Letter: Incentives game’s rules. … Senate Bill 778 preserves the stringent environmental reviews and permitting processes companies must undergo in completing private projects that bring jobs. Nothing in the bill allows projects to escape environmental review. Instead, the bill simply clarifies the intent and appropriate application of the State Environmental Policy Act. SEPA is an effective tool to evaluate options for public (government) construction projects to assess environmental impacts. Applying SEPA to private projects was never envisioned because it would be redundant to existing processes and would delay projects and jobs by as much as two years.

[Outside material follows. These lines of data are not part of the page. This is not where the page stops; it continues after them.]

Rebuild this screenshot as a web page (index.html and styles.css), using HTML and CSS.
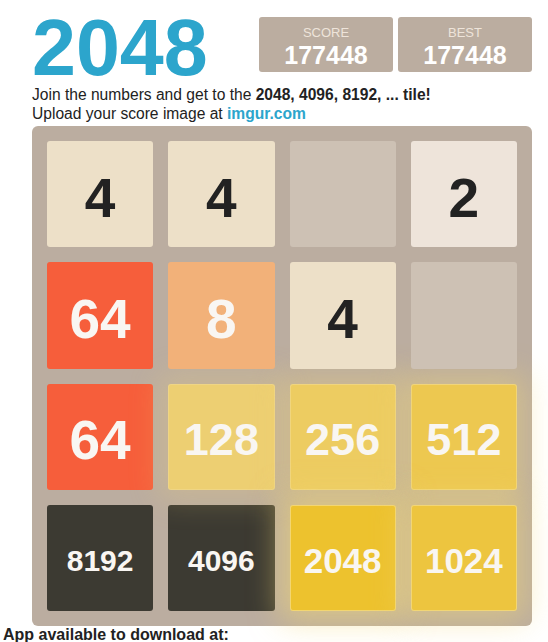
FILE: index.html
```html
<!DOCTYPE html>
<html lang="en">
<head>
    <meta charset="UTF-8">
    <meta name="viewport" content="width=device-width, initial-scale=1.0">
    <title>2048</title>
    <link rel="stylesheet" href="styles.css">
</head>
<body>
    <div class="container">
        <div class="heading">
            <h1 class="title">2048</h1>
            <div class="scores">
                <div class="score-box">
                    <span class="score-label">SCORE</span>
                    <span class="score-value">177448</span>
                </div>
                <div class="score-box">
                    <span class="score-label">BEST</span>
                    <span class="score-value">177448</span>
                </div>
            </div>
        </div>

        <p class="intro">
            Join the numbers and get to the <strong>2048, 4096, 8192, ... tile!</strong><br>
            Upload your score image at <a href="#" class="link">imgur.com</a>
        </p>

        <div class="board">
            <div class="tile tile-4">4</div>
            <div class="tile tile-4">4</div>
            <div class="tile"></div>
            <div class="tile tile-2">2</div>

            <div class="tile tile-64">64</div>
            <div class="tile tile-8">8</div>
            <div class="tile tile-4">4</div>
            <div class="tile"></div>

            <div class="tile tile-64 tile-under">64</div>
            <div class="tile tile-128">128</div>
            <div class="tile tile-256">256</div>
            <div class="tile tile-512">512</div>

            <div class="tile tile-super">8192</div>
            <div class="tile tile-super tile-under">4096</div>
            <div class="tile tile-2048">2048</div>
            <div class="tile tile-1024">1024</div>
        </div>
    </div>

    <p class="app-notice">App available to download at:</p>
</body>
</html>
```

FILE: styles.css
```css
body {
    font-family: "Liberation Sans", Arial, sans-serif;
    margin: 0;
    padding: 0;
    background: #fff;
    color: #222;
}

.container {
    width: 500px;
    margin-left: 32px;
    padding-top: 10px;
}

.heading {
    display: flex;
    justify-content: space-between;
    align-items: flex-start;
}

.title {
    margin: 0;
    font-size: 79px;
    line-height: 75px;
    font-weight: bold;
    color: #2ca5cc;
}

.scores {
    display: flex;
    gap: 5px;
    margin-top: 7px;
}

.score-box {
    width: 134px;
    height: 55px;
    box-sizing: border-box;
    padding-top: 8px;
    background: #bbada0;
    border-radius: 3px;
    display: flex;
    flex-direction: column;
    align-items: center;
}

.score-label {
    font-size: 13px;
    line-height: 15px;
    color: #eee4da;
}

.score-value {
    margin-top: 3px;
    font-size: 25px;
    line-height: 25px;
    font-weight: bold;
    color: #fff;
}

.intro {
    margin: 0 0 3px;
    font-size: 15.6px;
    line-height: 19px;
}

.link {
    color: #2ca5cc;
    font-weight: bold;
    text-decoration: none;
}

.board {
    width: 500px;
    height: 500px;
    box-sizing: border-box;
    padding: 15px;
    background: #bbada0;
    border-radius: 6px;
    display: grid;
    grid-template-columns: repeat(4, 1fr);
    grid-template-rows: repeat(4, 1fr);
    gap: 15px;
}

/* plain tiles sit above the glow of the big ones */
.tile {
    position: relative;
    z-index: 2;
    box-sizing: border-box;
    padding-top: 7px;
    border-radius: 3px;
    background: #cdc1b4;
    display: flex;
    justify-content: center;
    align-items: center;
    font-size: 55px;
    font-weight: bold;
    color: #f9f6f2;
}

.tile-under {
    z-index: 0;
}

.tile-2 { background: #eee4da; color: #222; }
.tile-4 { background: #ede0c8; color: #222; }
.tile-8 { background: #f2b179; }
.tile-64 { background: #f65e3b; }

.tile-128,
.tile-256,
.tile-512 {
    z-index: 1;
    font-size: 45px;
}

.tile-128 {
    background: #edcf72;
    box-shadow: 0 0 30px 10px rgba(243, 215, 116, 0.24), inset 0 0 0 1px rgba(255, 255, 255, 0.14);
}

.tile-256 {
    background: #edcc61;
    box-shadow: 0 0 30px 10px rgba(243, 215, 116, 0.32), inset 0 0 0 1px rgba(255, 255, 255, 0.19);
}

.tile-512 {
    background: #edc850;
    box-shadow: 0 0 30px 10px rgba(243, 215, 116, 0.4), inset 0 0 0 1px rgba(255, 255, 255, 0.24);
}

.tile-1024,
.tile-2048 {
    z-index: 1;
    font-size: 35px;
}

.tile-1024 {
    background: #edc53f;
    box-shadow: 0 0 30px 10px rgba(243, 215, 116, 0.48), inset 0 0 0 1px rgba(255, 255, 255, 0.29);
}

.tile-2048 {
    background: #edc22e;
    box-shadow: 0 0 30px 10px rgba(243, 215, 116, 0.56), inset 0 0 0 1px rgba(255, 255, 255, 0.33);
}

.tile-super {
    background: #3c3a32;
    font-size: 30px;
}

.app-notice {
    margin: 0;
    padding-left: 3px;
    font-size: 16px;
    line-height: 18px;
    font-weight: bold;
}
```
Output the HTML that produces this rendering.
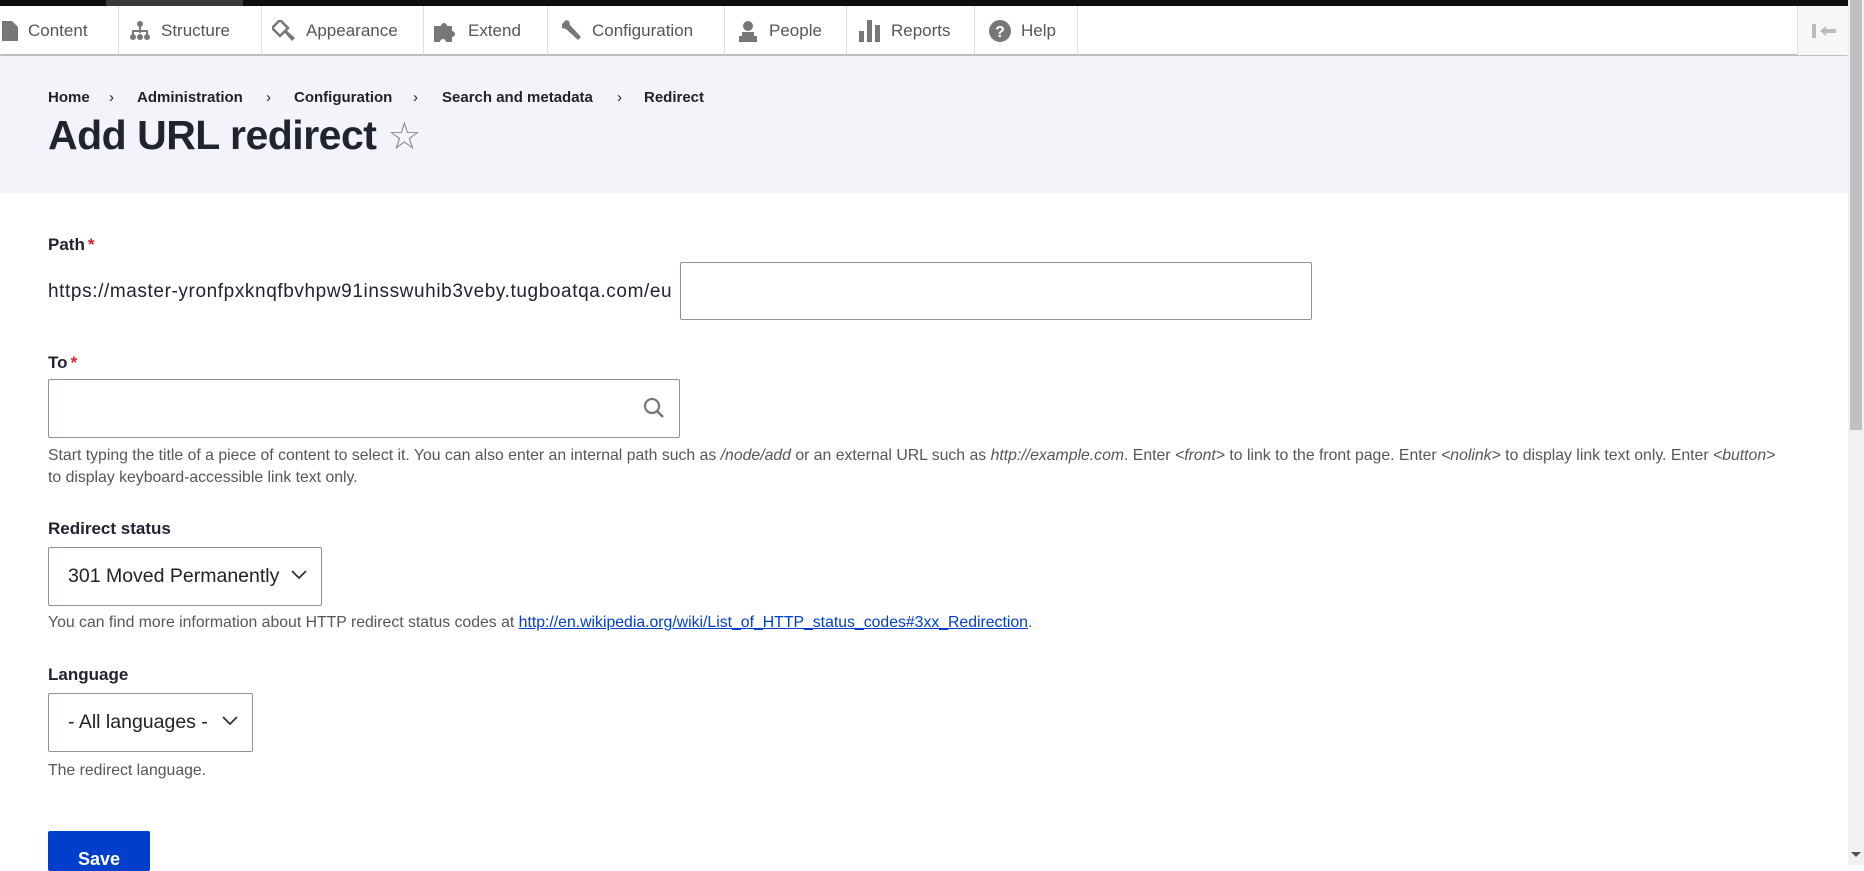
<!DOCTYPE html>
<html><head><meta charset="utf-8"><style>
*{box-sizing:border-box;margin:0;padding:0}
body{width:1864px;height:865px;overflow:hidden;background:#fff;font-family:"Liberation Sans",sans-serif;color:#222330;position:relative}
.a{position:absolute;white-space:nowrap}
#blk{left:0;top:0;width:1848px;height:6px;background:#0f0f0f}
#tab{left:106px;top:0;width:137px;height:6px;background:#3a3a3a}
#tb{left:0;top:6px;width:1848px;height:49px;background:#fff;border-bottom:1px solid #bbb;box-shadow:0 2px 3px rgba(0,0,0,.3)}
.ti{position:absolute;top:0;height:49px;border-right:1px solid #ddd;display:flex;align-items:center;font-size:17px;color:#555;padding-left:8px}
.ti svg{margin-right:10px;fill:#777}
#hd{left:0;top:56px;width:1848px;height:137px;background:#f3f4f9}
.bc{font-size:15px;font-weight:bold;top:89px;color:#222}
h1{position:absolute;left:48px;top:112px;font-size:41px;font-weight:bold;letter-spacing:-0.5px;color:#222330;white-space:nowrap}
.lb{font-size:17px;font-weight:bold}
.req{color:#dc2323;margin-left:3px}
.in{position:absolute;border:1px solid #8e929c;border-radius:2px;background:#fff}
.hp{font-size:15.8px;color:#55565b}
#sb{left:1848px;top:0;width:16px;height:865px;background:#f1f1f1}
#th{left:1850px;top:0;width:12px;height:430px;background:#c1c1c1}
.sel{font-size:19.5px;color:#222;display:flex;align-items:center;padding-left:19px}
.chev{position:absolute;right:14px;top:22px}
</style></head><body>
<div class="a" id="blk"></div><div class="a" id="tab"></div>
<div class="a" id="tb">
 <div class="ti" style="left:0;width:119px;padding-left:2px"><svg width="16" height="20" viewBox="0 0 16 20"><path d="M0 0h10l6 6v14H0z"/></svg>Content</div>
 <div class="ti" style="left:119px;width:143px;padding-left:10px"><svg width="22" height="20" viewBox="0 0 22 20"><circle cx="11" cy="3" r="3"/><rect x="10" y="4" width="2" height="8"/><rect x="3" y="9" width="16" height="2"/><rect x="3" y="9" width="2" height="6"/><rect x="17" y="9" width="2" height="6"/><circle cx="4" cy="16" r="3"/><circle cx="11" cy="16" r="3"/><circle cx="18" cy="16" r="3"/></svg>Structure</div>
 <div class="ti" style="left:262px;width:162px;padding-left:10px"><svg width="24" height="22" viewBox="0 0 24 22"><path d="M8 0L0 8l8 8 8-8z" fill="none" stroke="#777" stroke-width="2.5"/><path d="M12 12l8 9 3-3-9-8z"/></svg>Appearance</div>
 <div class="ti" style="left:424px;width:124px;padding-left:10px"><svg width="24" height="22" viewBox="0 0 24 22"><path d="M0 6h7a3 3 0 1 1 6 0h5v5a3 3 0 1 1 0 6v5h-6a3 3 0 1 0-6 0H0z"/></svg>Extend</div>
 <div class="ti" style="left:548px;width:177px;padding-left:12px"><svg width="22" height="22" viewBox="0 0 22 22"><path d="M2 4l4-4 3 1 1 4 11 12-3 3L6 9 2 8z"/></svg>Configuration</div>
 <div class="ti" style="left:725px;width:122px;padding-left:12px"><svg width="22" height="22" viewBox="0 0 22 22"><circle cx="11" cy="6" r="5"/><path d="M5 12h12v4h3v6H2v-6h3z"/></svg>People</div>
 <div class="ti" style="left:847px;width:128px;padding-left:12px"><svg width="22" height="22" viewBox="0 0 22 22"><rect x="0" y="11" width="5" height="11"/><rect x="8" y="0" width="5" height="22"/><rect x="16" y="5" width="5" height="17"/></svg>Reports</div>
 <div class="ti" style="left:975px;width:103px;padding-left:14px"><svg width="22" height="22" viewBox="0 0 22 22"><circle cx="11" cy="11" r="11"/><text x="11" y="17" font-size="16" font-weight="bold" fill="#fff" text-anchor="middle" font-family="Liberation Sans">?</text></svg>Help</div>
 <div class="ti" style="left:1797px;width:51px;border-left:1px solid #ddd;border-right:none;padding-left:14px;background:#f7f7f7"><svg width="24" height="14" viewBox="0 0 24 14"><rect x="0" y="0" width="4" height="14" fill="#bbb"/><path d="M8 7l6-5v3h10v4H14v3z" fill="#bbb"/></svg></div>
</div>
<div class="a" id="hd"></div>
<div class="a bc" style="left:48px">Home</div>
<div class="a bc" style="left:109px;font-weight:normal">›</div>
<div class="a bc" style="left:137px">Administration</div>
<div class="a bc" style="left:266px;font-weight:normal">›</div>
<div class="a bc" style="left:294px">Configuration</div>
<div class="a bc" style="left:413px;font-weight:normal">›</div>
<div class="a bc" style="left:442px">Search and metadata</div>
<div class="a bc" style="left:617px;font-weight:normal">›</div>
<div class="a bc" style="left:644px">Redirect</div>
<h1>Add URL redirect <span style="color:#888;font-weight:normal;font-size:38px">☆</span></h1>

<div class="a lb" style="left:48px;top:235px">Path<span class="req">*</span></div>
<div class="a" style="left:48px;top:281px;font-size:19px;letter-spacing:0.6px">https://master-yronfpxknqfbvhpw91insswuhib3veby.tugboatqa.com/eu</div>
<div class="in" style="left:680px;top:262px;width:632px;height:58px"></div>

<div class="a lb" style="left:48px;top:353px">To<span class="req">*</span></div>
<div class="in" style="left:48px;top:379px;width:632px;height:59px"><svg style="position:absolute;right:14px;top:17px" width="22" height="22" viewBox="0 0 22 22"><circle cx="9" cy="9" r="7" fill="none" stroke="#777" stroke-width="2.2"/><path d="M14 14l6 6" stroke="#777" stroke-width="2.5"/></svg></div>
<div class="a hp" style="left:48px;top:447px">Start typing the title of a piece of content to select it. You can also enter an internal path such as <i>/node/add</i> or an external URL such as <i>http://example.com</i>. Enter <i>&lt;front&gt;</i> to link to the front page. Enter <i>&lt;nolink&gt;</i> to display link text only. Enter <i>&lt;button&gt;</i></div>
<div class="a hp" style="left:48px;top:469px">to display keyboard-accessible link text only.</div>

<div class="a lb" style="left:48px;top:519px">Redirect status</div>
<div class="in sel" style="left:48px;top:547px;width:274px;height:59px">301 Moved Permanently<svg class="chev" width="16" height="10" viewBox="0 0 16 10"><path d="M1 1l7 7 7-7" fill="none" stroke="#333" stroke-width="1.8"/></svg></div>
<div class="a hp" style="left:48px;top:614px">You can find more information about HTTP redirect status codes at <span style="color:#003ecc;text-decoration:underline">http://en.wikipedia.org/wiki/List_of_HTTP_status_codes#3xx_Redirection</span>.</div>

<div class="a lb" style="left:48px;top:665px">Language</div>
<div class="in sel" style="left:48px;top:693px;width:205px;height:59px">- All languages -<svg class="chev" width="16" height="10" viewBox="0 0 16 10"><path d="M1 1l7 7 7-7" fill="none" stroke="#333" stroke-width="1.8"/></svg></div>
<div class="a hp" style="left:48px;top:762px">The redirect language.</div>

<div class="a" style="left:48px;top:831px;width:102px;height:40px;background:#003ecc;border-radius:2px;color:#fff;font-weight:bold;font-size:18px;text-align:center;padding-top:18px">Save</div>

<div class="a" id="sb"></div><div class="a" id="th"></div>
<svg class="a" style="left:1851px;top:852px" width="10" height="6" viewBox="0 0 10 6"><path d="M0 0h10L5 5z" fill="#505050"/></svg>
</body></html>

Opinion: Is N.C. the trashiest state in America? It really “galls” me when visitors to our state remark that our roadways are more littered with trash than any of the other states they’ve visited. What really hurts though is the fact that I agree with them. The roadside litter in North Carolina is without a doubt the worse that I’ve ever seen and the problem doesn’t seem to be getting better. The problem of littering in North Carolina is not limited to the roads either. Visit most any river, public lake, tidal stream or even the oceanfront in some areas and you’ll find enough trash there to fill several trucks. … It’s a shame that several North Carolina municipalities and counties have imposed a dumping fee on folks who need to dispose of old tires, refrigerators and furniture, etc. In too many cases this results in the person wanting to get rid of bulky items dumping it out on some back roads that’s privately owned. In cases like this it’s up to the individual landowner to pursue charges or warnings to the violator.